These two mechanisms have distinct, if not opposing, characteristics.
QUESTIONS FOR DISCUSSION
As noted in the Chairman's letter dated July 21, 2010, the Agency would like to hear your views on the prevalence of the use and forms of LDTs or other hybrid mechanisms and to solicit your views on the question of whether the use of such mechanisms is permitted within the legislative regime contained in Part III, Division IV of the CTA.
With a view to better understanding LDTs, Agency staff are seeking input and views on the following topics:
I. The form and formation of LDTs
- What are the characteristics of LDTs? (e.g. context, term)

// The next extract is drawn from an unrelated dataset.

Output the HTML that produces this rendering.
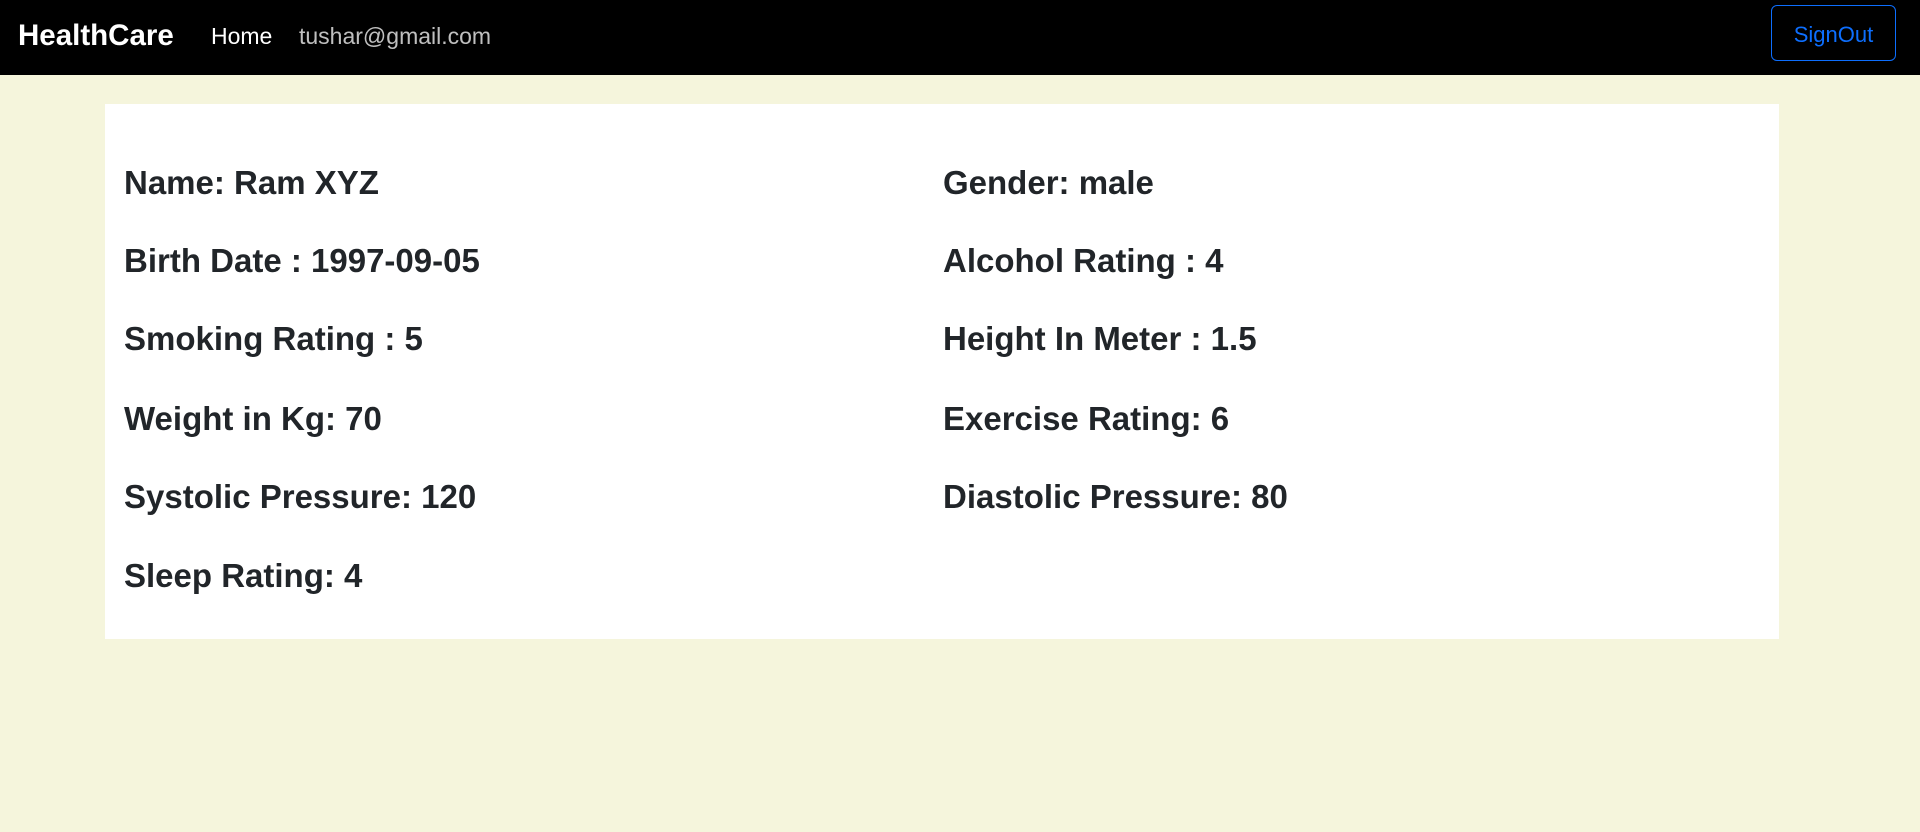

- To what extent do LDTs reflect the agreement of the parties? If a shipper does not agree to a LDT offer of the railway company, what are the options available to the shipper?

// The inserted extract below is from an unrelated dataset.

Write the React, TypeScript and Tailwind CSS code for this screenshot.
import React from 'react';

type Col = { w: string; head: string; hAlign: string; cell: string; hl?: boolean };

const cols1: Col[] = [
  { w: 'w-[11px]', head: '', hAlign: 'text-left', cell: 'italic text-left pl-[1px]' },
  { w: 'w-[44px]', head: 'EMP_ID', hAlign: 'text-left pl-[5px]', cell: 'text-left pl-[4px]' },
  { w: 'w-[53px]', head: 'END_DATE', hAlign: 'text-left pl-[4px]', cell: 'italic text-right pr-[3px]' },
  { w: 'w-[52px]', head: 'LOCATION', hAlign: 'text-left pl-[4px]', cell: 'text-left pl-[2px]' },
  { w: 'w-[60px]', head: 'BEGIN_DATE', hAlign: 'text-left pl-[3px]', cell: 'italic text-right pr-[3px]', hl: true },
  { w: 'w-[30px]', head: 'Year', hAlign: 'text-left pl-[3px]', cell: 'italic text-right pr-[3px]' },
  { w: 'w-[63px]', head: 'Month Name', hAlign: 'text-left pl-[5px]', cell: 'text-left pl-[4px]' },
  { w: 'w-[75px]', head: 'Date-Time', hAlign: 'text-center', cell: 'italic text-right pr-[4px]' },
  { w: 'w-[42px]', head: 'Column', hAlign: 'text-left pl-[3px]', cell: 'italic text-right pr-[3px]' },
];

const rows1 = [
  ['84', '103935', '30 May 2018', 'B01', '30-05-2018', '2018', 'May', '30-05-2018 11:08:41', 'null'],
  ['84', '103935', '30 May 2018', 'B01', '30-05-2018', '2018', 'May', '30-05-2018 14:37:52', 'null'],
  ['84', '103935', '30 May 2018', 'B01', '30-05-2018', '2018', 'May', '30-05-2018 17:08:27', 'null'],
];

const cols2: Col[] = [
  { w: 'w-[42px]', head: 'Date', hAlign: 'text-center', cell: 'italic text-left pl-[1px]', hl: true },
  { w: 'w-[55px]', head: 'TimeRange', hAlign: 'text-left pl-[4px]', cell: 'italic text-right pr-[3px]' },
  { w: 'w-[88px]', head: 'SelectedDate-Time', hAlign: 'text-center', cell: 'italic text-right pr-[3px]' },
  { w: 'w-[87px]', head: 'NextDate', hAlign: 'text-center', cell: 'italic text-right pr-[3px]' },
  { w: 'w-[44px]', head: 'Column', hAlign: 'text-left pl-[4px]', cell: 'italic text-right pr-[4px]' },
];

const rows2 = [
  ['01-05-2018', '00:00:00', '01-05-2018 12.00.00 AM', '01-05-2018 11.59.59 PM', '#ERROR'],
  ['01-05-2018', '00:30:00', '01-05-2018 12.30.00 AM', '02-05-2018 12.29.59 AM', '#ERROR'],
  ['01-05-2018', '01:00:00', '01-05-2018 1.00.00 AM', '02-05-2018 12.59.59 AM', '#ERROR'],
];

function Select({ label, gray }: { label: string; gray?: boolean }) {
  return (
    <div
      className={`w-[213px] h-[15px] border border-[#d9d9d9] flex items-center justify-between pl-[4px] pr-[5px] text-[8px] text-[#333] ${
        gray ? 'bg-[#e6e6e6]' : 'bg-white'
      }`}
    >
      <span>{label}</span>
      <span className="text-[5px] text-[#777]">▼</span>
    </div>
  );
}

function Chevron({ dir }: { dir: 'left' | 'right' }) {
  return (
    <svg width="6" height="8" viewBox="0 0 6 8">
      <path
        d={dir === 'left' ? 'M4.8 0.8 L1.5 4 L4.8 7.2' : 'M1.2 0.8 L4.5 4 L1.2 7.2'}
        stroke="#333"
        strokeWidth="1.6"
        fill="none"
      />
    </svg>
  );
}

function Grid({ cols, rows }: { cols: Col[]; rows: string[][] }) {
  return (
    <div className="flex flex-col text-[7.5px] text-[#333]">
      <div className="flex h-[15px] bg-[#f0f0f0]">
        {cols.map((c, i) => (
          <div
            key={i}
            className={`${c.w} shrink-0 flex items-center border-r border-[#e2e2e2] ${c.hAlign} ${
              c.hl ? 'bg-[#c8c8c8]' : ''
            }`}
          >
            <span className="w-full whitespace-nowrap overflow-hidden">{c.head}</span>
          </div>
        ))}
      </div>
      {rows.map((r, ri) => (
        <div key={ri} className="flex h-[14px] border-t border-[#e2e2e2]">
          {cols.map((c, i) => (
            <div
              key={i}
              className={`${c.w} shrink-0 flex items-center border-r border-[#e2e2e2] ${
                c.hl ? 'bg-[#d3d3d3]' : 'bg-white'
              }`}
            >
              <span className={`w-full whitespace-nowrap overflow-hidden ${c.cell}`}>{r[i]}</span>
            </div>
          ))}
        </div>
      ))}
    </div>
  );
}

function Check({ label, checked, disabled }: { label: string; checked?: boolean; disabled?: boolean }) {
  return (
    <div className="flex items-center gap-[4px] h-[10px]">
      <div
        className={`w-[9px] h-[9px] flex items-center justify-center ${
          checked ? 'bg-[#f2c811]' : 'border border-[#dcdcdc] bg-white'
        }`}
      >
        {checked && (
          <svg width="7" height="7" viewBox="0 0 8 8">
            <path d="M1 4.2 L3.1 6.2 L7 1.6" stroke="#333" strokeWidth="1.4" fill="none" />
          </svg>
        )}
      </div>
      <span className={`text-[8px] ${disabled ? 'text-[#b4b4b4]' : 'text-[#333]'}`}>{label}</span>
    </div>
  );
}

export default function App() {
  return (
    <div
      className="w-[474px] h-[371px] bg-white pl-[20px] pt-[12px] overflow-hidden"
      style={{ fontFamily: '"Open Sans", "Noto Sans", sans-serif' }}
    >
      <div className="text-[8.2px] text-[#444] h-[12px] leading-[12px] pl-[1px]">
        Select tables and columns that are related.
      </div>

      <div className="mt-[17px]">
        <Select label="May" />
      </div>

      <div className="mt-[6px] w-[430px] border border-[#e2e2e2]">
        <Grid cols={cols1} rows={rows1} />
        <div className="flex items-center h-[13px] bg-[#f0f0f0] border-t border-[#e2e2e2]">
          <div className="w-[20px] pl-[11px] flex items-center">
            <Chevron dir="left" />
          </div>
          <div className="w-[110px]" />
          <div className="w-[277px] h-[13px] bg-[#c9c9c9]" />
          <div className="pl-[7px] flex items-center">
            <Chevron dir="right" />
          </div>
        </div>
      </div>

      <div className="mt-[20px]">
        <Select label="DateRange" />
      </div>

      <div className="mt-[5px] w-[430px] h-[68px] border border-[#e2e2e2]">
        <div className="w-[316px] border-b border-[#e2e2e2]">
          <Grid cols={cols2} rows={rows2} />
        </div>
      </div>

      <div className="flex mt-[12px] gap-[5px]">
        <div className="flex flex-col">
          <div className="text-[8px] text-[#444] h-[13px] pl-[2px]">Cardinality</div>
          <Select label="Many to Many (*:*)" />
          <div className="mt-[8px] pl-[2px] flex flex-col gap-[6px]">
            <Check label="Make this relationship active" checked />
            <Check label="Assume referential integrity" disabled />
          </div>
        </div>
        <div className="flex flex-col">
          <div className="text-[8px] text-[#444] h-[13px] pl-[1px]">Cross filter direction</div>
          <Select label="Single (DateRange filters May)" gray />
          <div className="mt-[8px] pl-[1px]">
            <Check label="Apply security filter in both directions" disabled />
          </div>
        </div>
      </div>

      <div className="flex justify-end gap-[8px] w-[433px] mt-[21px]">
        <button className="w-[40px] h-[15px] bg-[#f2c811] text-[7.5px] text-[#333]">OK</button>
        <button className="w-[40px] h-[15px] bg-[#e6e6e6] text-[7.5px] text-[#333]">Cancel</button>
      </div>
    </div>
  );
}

- Are LDTs the only hybrid mechanism currently being used by railway companies?
II. The utility and value of LDTs
- What are the advantages and disadvantages of LDTs?
- How do these advantages/disadvantages compare with published tariffs or confidential contracts?
III. The legal status of LDTs
- Do you think the legislative scheme does, or should, allow LDTs as well as any other hybrid mechanisms to be used as a valid rate-setting mechanism?
- What are, or should be, the appropriate recourses for parties in the event of a dispute relating to LDTs or any other hybrid mechanisms?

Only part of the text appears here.